6 Design Tips for Better Dashboards

6/12/2016

0 Comments

 
Picture
In his article "Choosing the Right Chart for your Data," Brian Petersen (VP of Professional Services at Jet Reports) writes: "Data is the foundation of effective business.  ... Being able to quickly read and analyze your data enables you ... to understand how a particular set or group of facts contributes to your overall success and steer your decisions proactively."
He then goes on to describe several common charts including:
  • Area Charts
  • Bar Charts
  • Scatter Charts and
  • Stacked Column Charts
Read the full article here:

For more seasoned analysts, the challenge is less about finding the right chart so much as laying out a dashboard that effectively communicates a broad scale of both summarized as well as detailed information. As we delve into optimizing dashboards, we move away from technical or domain expertise and transition toward questions of User Experience and User Interface.

For these projects, I'll leverage knowledge gleaned from Stephen Few's guide to dashboarding -- "Information Dashboard Design" which was heavily influenced by Edward Tufte's seminal work "The Visual Display of Quantitative Information".

Charts Jump off the Page with these 6 Tips

1) "Brevity is the soul of wit" -- Do not exceed 1 page.
Any CxO will describe the perfect dashboard as an interactive report where they can see all the important information on one page.

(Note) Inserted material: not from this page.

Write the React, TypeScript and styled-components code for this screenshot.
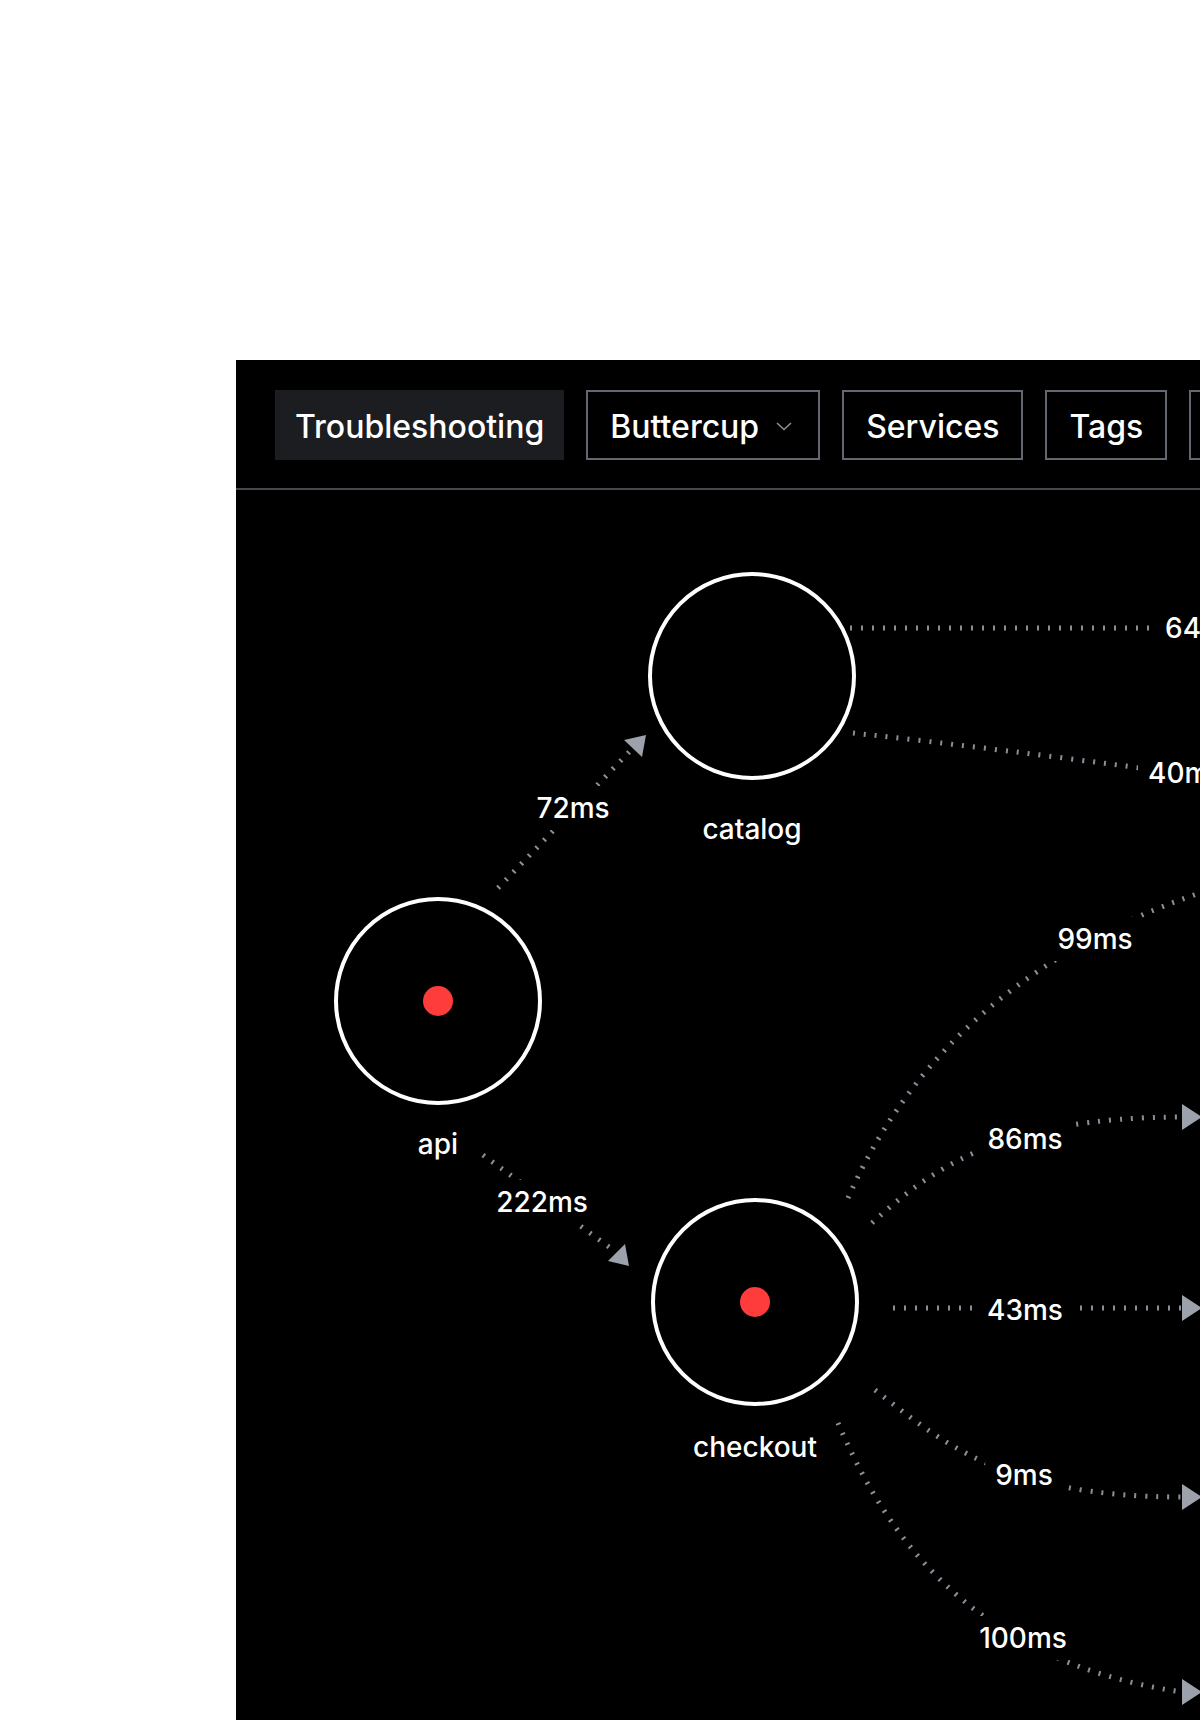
import React from "react";
import styled, { createGlobalStyle } from "styled-components";

const OX = 236;
const OY = 490;

const GlobalStyle = createGlobalStyle`
  html, body { margin: 0; padding: 0; background: #ffffff; }
  body {
    width: 1200px;
    height: 1720px;
    overflow: hidden;
    font-family: Inter, "Noto Sans", sans-serif;
  }
  * { box-sizing: border-box; }
`;

const Page = styled.div`
  width: 1200px;
  height: 1720px;
  padding: 360px 0 0 236px;
`;

const Panel = styled.section`
  width: 964px;
  height: 1360px;
  background: #000000;
  overflow: hidden;
  display: flex;
  flex-direction: column;
`;

const Toolbar = styled.nav`
  flex: none;
  height: 130px;
  display: flex;
  align-items: flex-start;
  gap: 22px;
  padding: 30px 0 0 39px;
  border-bottom: 2px solid #45484f;
  white-space: nowrap;
`;

const Tab = styled.button<{ $active?: boolean }>`
  flex: none;
  height: 70px;
  margin: 0;
  display: inline-flex;
  align-items: center;
  gap: 17px;
  padding: 3px ${(p) => (p.$active ? 18 : 22)}px 0;
  font-family: Inter, "Noto Sans", sans-serif;
  font-size: 32px;
  font-weight: 500;
  line-height: 1;
  color: #ffffff;
  background: ${(p) => (p.$active ? "#1c1d21" : "transparent")};
  border: 2px solid ${(p) => (p.$active ? "#1c1d21" : "#63676f")};
  cursor: pointer;
`;

const Chevron = styled.svg`
  flex: none;
  width: 16px;
  height: 9px;
  margin-right: 4px;
`;

const Canvas = styled.div`
  position: relative;
  flex: 1;
`;

const Wires = styled.svg`
  position: absolute;
  left: 0;
  top: 0;
`;

const Node = styled.div<{ $x: number; $y: number }>`
  position: absolute;
  left: ${(p) => p.$x - OX - 104}px;
  top: ${(p) => p.$y - OY - 104}px;
  width: 208px;
  height: 208px;
  border: 4px solid #ffffff;
  border-radius: 50%;
  display: flex;
  align-items: center;
  justify-content: center;
`;

const Alert = styled.span`
  width: 30px;
  height: 30px;
  border-radius: 50%;
  background: #ff3c3c;
`;

const NodeName = styled.span<{ $x: number; $y: number }>`
  position: absolute;
  left: ${(p) => p.$x - OX}px;
  top: ${(p) => p.$y - OY}px;
  transform: translate(-50%, -50%);
  color: #ffffff;
  font-size: 28px;
  font-weight: 500;
  line-height: 28px;
  white-space: nowrap;
`;

const EdgeLabel = styled.span<{ $x: number; $y: number; $start?: boolean }>`
  position: absolute;
  left: ${(p) => p.$x - OX - (p.$start ? 10 : 0)}px;
  top: ${(p) => p.$y - OY}px;
  transform: ${(p) => (p.$start ? "translateY(-50%)" : "translate(-50%, -50%)")};
  padding: 8px 10px;
  background: #000000;
  color: #ffffff;
  font-size: 28px;
  font-weight: 500;
  line-height: 28px;
  white-space: nowrap;
`;

const wires = [
  "M498,888 L633,748",
  "M483,1155 L616,1252",
  "M850,628 L1200,628",
  "M853,733 Q1000,749 1170,772",
  "M848,1198 C900,1080 1000,960 1200,893",
  "M872,1223 C930,1170 1000,1117 1182,1117",
  "M893,1308 L1182,1308",
  "M875,1390 C940,1440 1000,1497 1182,1497",
  "M838,1423 C880,1520 960,1660 1182,1692",
];

const arrows = [
  "646,735 624,740 642,757",
  "629,1266 608,1261 625,1244",
  "1182,1104 1202,1117 1182,1130",
  "1182,1295 1202,1308 1182,1321",
  "1182,1484 1202,1497 1182,1510",
  "1182,1679 1202,1692 1182,1705",
];

const nodes = [
  { name: "api", x: 438, y: 1001, ly: 1144, alert: true },
  { name: "catalog", x: 752, y: 676, ly: 829, alert: false },
  { name: "checkout", x: 755, y: 1302, ly: 1447, alert: true },
];

const labels = [
  { text: "72ms", x: 573, y: 808 },
  { text: "222ms", x: 542, y: 1202 },
  { text: "64ms", x: 1165, y: 628, start: true },
  { text: "40ms", x: 1148, y: 773, start: true },
  { text: "99ms", x: 1095, y: 939 },
  { text: "86ms", x: 1025, y: 1139 },
  { text: "43ms", x: 1025, y: 1310 },
  { text: "9ms", x: 1024, y: 1475 },
  { text: "100ms", x: 1023, y: 1638 },
];

export default function App() {
  return (
    <>
      <GlobalStyle />
      <Page>
        <Panel>
          <Toolbar>
            <Tab $active>Troubleshooting</Tab>
            <Tab>
              Buttercup
              <Chevron viewBox="0 0 16 9" fill="none">
                <polyline points="1,1 8,7.5 15,1" stroke="#8b8f98" strokeWidth="1.6" />
              </Chevron>
            </Tab>
            <Tab>Services</Tab>
            <Tab>Tags</Tab>
            <Tab>Operations</Tab>
          </Toolbar>
          <Canvas>
            <Wires width={964} height={1230} viewBox={`${OX} ${OY} 964 1230`}>
              {wires.map((d, i) => (
                <path
                  key={i}
                  d={d}
                  fill="none"
                  stroke="#8a909a"
                  strokeWidth={5}
                  strokeDasharray="2 9"
                />
              ))}
              {arrows.map((pts, i) => (
                <polygon key={i} points={pts} fill="#9ca1ac" />
              ))}
            </Wires>
            {nodes.map((n) => (
              <React.Fragment key={n.name}>
                <Node $x={n.x} $y={n.y}>{n.alert && <Alert />}</Node>
                <NodeName $x={n.x} $y={n.ly}>{n.name}</NodeName>
              </React.Fragment>
            ))}
            {labels.map((l) => (
              <EdgeLabel key={l.text} $x={l.x} $y={l.y} $start={l.start}>
                {l.text}
              </EdgeLabel>
            ))}
          </Canvas>
        </Panel>
      </Page>
    </>
  );
}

Translation: Edit. Edit. Then edit again. Examine how much excessive detail or decoration you can pare away without supplying inadequate context.

​Your final product shouldn't require scrolling, changing tabs, or (ideally) a legend.

2) How good is good? -- Provide enrichment and context through comparison.
  • Same measure at a point in the past (Last Year or Last Month)
  • Target (Budget or Forecast)
  • Relationship to future target or prior prediction (% of annual budget or forecasted budget)
  • Benchmark for norm (company average or industry standard)
  • Separate but related measure
Picture
3) Consider providing non-quantitative data
If you frame dashboards around improving a process or keeping 'two fingers on the pulse of the company'; in addition to measuring activity, it may make sense to provide non-numeric data.
  • Top & bottom performers
  • Prioritized issues to investigate
  • Upcoming due dates.

4) Emphasize the important things.
By understand how the eye travels across the page, designers can highlight, prioritize and de-epmphasize.  This is particularly important when planning the placement of auxiliary elements including filters, slicers, legends and labels.
Picture
5) Maximize the "Data-Ink Ratio"
  • If 'data ink' is any line or pixel that communicates quantitative data (a line, point or bar in a chart) and 'total ink' includes all the lines used to create said chart (axes, tick marks, borders), then the data-ink ratio measures the distribution of ink used for communication versus formatting and decoration.
  • Strive to enhance data ink while reducing and deemphasizing non- data ink.
    1. Can you remove unnecessary tick marks or grid lines?
    2. Do variations in color provide additional meaning, or is the message equally clear with just one or two muted colors?
    3. Do you really need that 3-D effect or color gradients?
Picture
6) Organize information to support interpretation and application
  • Organize groups according to departments, entities or use
  • Co-locate and subtly delineate related data
  • Support meaningful comparison while minimizing meaningless comparisons

My favorite feature of Few's book was his analysis of sample dashboards, wherein he described, not only the flaws in various dashboards but also modeled various alternative ways of presenting the data.  For dashboard developers this analysis would prove invaluable for sharpening our critical eye, but also provide inspiration for what dashboards can (or shouldn't) look like!
Picture

Bridge the Gap between Concept and Execution

For those of you using Pivot Tables or PowerBI to access data from a Jet Enterprise cube, it can be difficult pursue the optimum dashboard layout or chart because you're constrained by the limits of the pivot table or data model.
In a previous post: Better Dashboarding with Cube Functions, Onyx Reporting presents a tutorial for converting Pivot Tables into infinitely more manipulable Cube functions.

One Book to Rule them All

Picture
Content and images from this blog post were taken from Stephen Few's Information Dashboard Design (buy it on Amazon).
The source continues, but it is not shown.